• **SET PROBLEM**
Quote all of the data exactly as given. Skip every picture it contains.
--- begin ---
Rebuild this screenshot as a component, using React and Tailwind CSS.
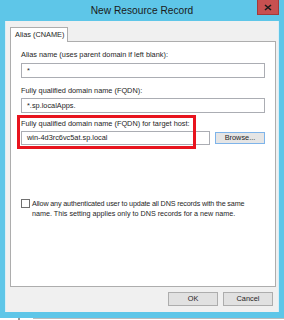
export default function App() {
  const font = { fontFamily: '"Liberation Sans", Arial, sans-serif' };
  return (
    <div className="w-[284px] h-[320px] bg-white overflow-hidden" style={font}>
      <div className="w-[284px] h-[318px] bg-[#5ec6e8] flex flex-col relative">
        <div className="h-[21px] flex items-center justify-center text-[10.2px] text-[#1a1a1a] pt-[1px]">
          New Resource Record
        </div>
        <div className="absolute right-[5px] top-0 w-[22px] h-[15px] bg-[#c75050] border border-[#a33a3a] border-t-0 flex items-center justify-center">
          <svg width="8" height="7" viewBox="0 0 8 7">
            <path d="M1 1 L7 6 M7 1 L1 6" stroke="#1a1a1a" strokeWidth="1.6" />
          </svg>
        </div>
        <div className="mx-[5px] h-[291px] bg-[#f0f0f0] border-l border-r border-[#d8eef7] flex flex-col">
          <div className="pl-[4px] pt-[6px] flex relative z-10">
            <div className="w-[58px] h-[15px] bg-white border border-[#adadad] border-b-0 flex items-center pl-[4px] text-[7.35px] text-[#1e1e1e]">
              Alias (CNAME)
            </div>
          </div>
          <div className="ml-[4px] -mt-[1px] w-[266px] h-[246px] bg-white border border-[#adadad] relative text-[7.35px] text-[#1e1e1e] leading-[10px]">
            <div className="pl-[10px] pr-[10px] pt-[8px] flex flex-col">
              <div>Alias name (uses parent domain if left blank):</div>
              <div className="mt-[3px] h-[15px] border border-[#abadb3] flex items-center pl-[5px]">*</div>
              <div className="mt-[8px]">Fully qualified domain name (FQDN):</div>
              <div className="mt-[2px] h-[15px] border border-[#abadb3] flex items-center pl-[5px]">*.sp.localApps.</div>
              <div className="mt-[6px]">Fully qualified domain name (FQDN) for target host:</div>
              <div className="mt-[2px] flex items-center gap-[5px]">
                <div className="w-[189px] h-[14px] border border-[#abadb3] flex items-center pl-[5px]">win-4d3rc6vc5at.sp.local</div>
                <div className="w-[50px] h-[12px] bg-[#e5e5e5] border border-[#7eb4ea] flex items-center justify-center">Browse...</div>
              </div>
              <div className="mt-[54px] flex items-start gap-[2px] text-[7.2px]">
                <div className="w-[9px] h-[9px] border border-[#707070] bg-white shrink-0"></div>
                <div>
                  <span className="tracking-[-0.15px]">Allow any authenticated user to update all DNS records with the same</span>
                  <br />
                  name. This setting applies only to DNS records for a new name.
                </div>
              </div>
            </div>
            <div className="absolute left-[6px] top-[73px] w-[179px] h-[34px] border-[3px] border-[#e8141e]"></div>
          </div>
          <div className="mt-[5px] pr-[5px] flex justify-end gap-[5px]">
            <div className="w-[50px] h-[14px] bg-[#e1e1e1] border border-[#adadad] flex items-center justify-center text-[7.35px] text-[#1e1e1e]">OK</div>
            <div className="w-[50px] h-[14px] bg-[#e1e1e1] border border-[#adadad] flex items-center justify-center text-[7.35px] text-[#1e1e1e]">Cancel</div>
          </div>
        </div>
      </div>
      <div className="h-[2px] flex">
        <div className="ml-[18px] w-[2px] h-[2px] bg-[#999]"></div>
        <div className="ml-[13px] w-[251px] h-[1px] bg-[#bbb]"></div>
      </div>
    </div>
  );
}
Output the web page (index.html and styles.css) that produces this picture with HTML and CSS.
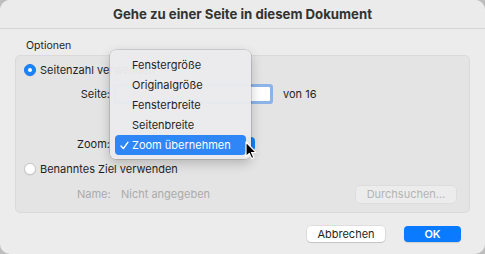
--- end ---
• **FULL OUTPUT**
Rebuild this screenshot as a component, using React and Tailwind CSS.
export default function App() {
  const font = { fontFamily: '"Liberation Sans", Arial, sans-serif' };
  return (
    <div className="w-[284px] h-[320px] bg-white overflow-hidden" style={font}>
      <div className="w-[284px] h-[318px] bg-[#5ec6e8] flex flex-col relative">
        <div className="h-[21px] flex items-center justify-center text-[10.2px] text-[#1a1a1a] pt-[1px]">
          New Resource Record
        </div>
        <div className="absolute right-[5px] top-0 w-[22px] h-[15px] bg-[#c75050] border border-[#a33a3a] border-t-0 flex items-center justify-center">
          <svg width="8" height="7" viewBox="0 0 8 7">
            <path d="M1 1 L7 6 M7 1 L1 6" stroke="#1a1a1a" strokeWidth="1.6" />
          </svg>
        </div>
        <div className="mx-[5px] h-[291px] bg-[#f0f0f0] border-l border-r border-[#d8eef7] flex flex-col">
          <div className="pl-[4px] pt-[6px] flex relative z-10">
            <div className="w-[58px] h-[15px] bg-white border border-[#adadad] border-b-0 flex items-center pl-[4px] text-[7.35px] text-[#1e1e1e]">
              Alias (CNAME)
            </div>
          </div>
          <div className="ml-[4px] -mt-[1px] w-[266px] h-[246px] bg-white border border-[#adadad] relative text-[7.35px] text-[#1e1e1e] leading-[10px]">
            <div className="pl-[10px] pr-[10px] pt-[8px] flex flex-col">
              <div>Alias name (uses parent domain if left blank):</div>
              <div className="mt-[3px] h-[15px] border border-[#abadb3] flex items-center pl-[5px]">*</div>
              <div className="mt-[8px]">Fully qualified domain name (FQDN):</div>
              <div className="mt-[2px] h-[15px] border border-[#abadb3] flex items-center pl-[5px]">*.sp.localApps.</div>
              <div className="mt-[6px]">Fully qualified domain name (FQDN) for target host:</div>
              <div className="mt-[2px] flex items-center gap-[5px]">
                <div className="w-[189px] h-[14px] border border-[#abadb3] flex items-center pl-[5px]">win-4d3rc6vc5at.sp.local</div>
                <div className="w-[50px] h-[12px] bg-[#e5e5e5] border border-[#7eb4ea] flex items-center justify-center">Browse...</div>
              </div>
              <div className="mt-[54px] flex items-start gap-[2px] text-[7.2px]">
                <div className="w-[9px] h-[9px] border border-[#707070] bg-white shrink-0"></div>
                <div>
                  <span className="tracking-[-0.15px]">Allow any authenticated user to update all DNS records with the same</span>
                  <br />
                  name. This setting applies only to DNS records for a new name.
                </div>
              </div>
            </div>
            <div className="absolute left-[6px] top-[73px] w-[179px] h-[34px] border-[3px] border-[#e8141e]"></div>
          </div>
          <div className="mt-[5px] pr-[5px] flex justify-end gap-[5px]">
            <div className="w-[50px] h-[14px] bg-[#e1e1e1] border border-[#adadad] flex items-center justify-center text-[7.35px] text-[#1e1e1e]">OK</div>
            <div className="w-[50px] h-[14px] bg-[#e1e1e1] border border-[#adadad] flex items-center justify-center text-[7.35px] text-[#1e1e1e]">Cancel</div>
          </div>
        </div>
      </div>
      <div className="h-[2px] flex">
        <div className="ml-[18px] w-[2px] h-[2px] bg-[#999]"></div>
        <div className="ml-[13px] w-[251px] h-[1px] bg-[#bbb]"></div>
      </div>
    </div>
  );
}
Output the web page (index.html and styles.css) that produces this picture with HTML and CSS.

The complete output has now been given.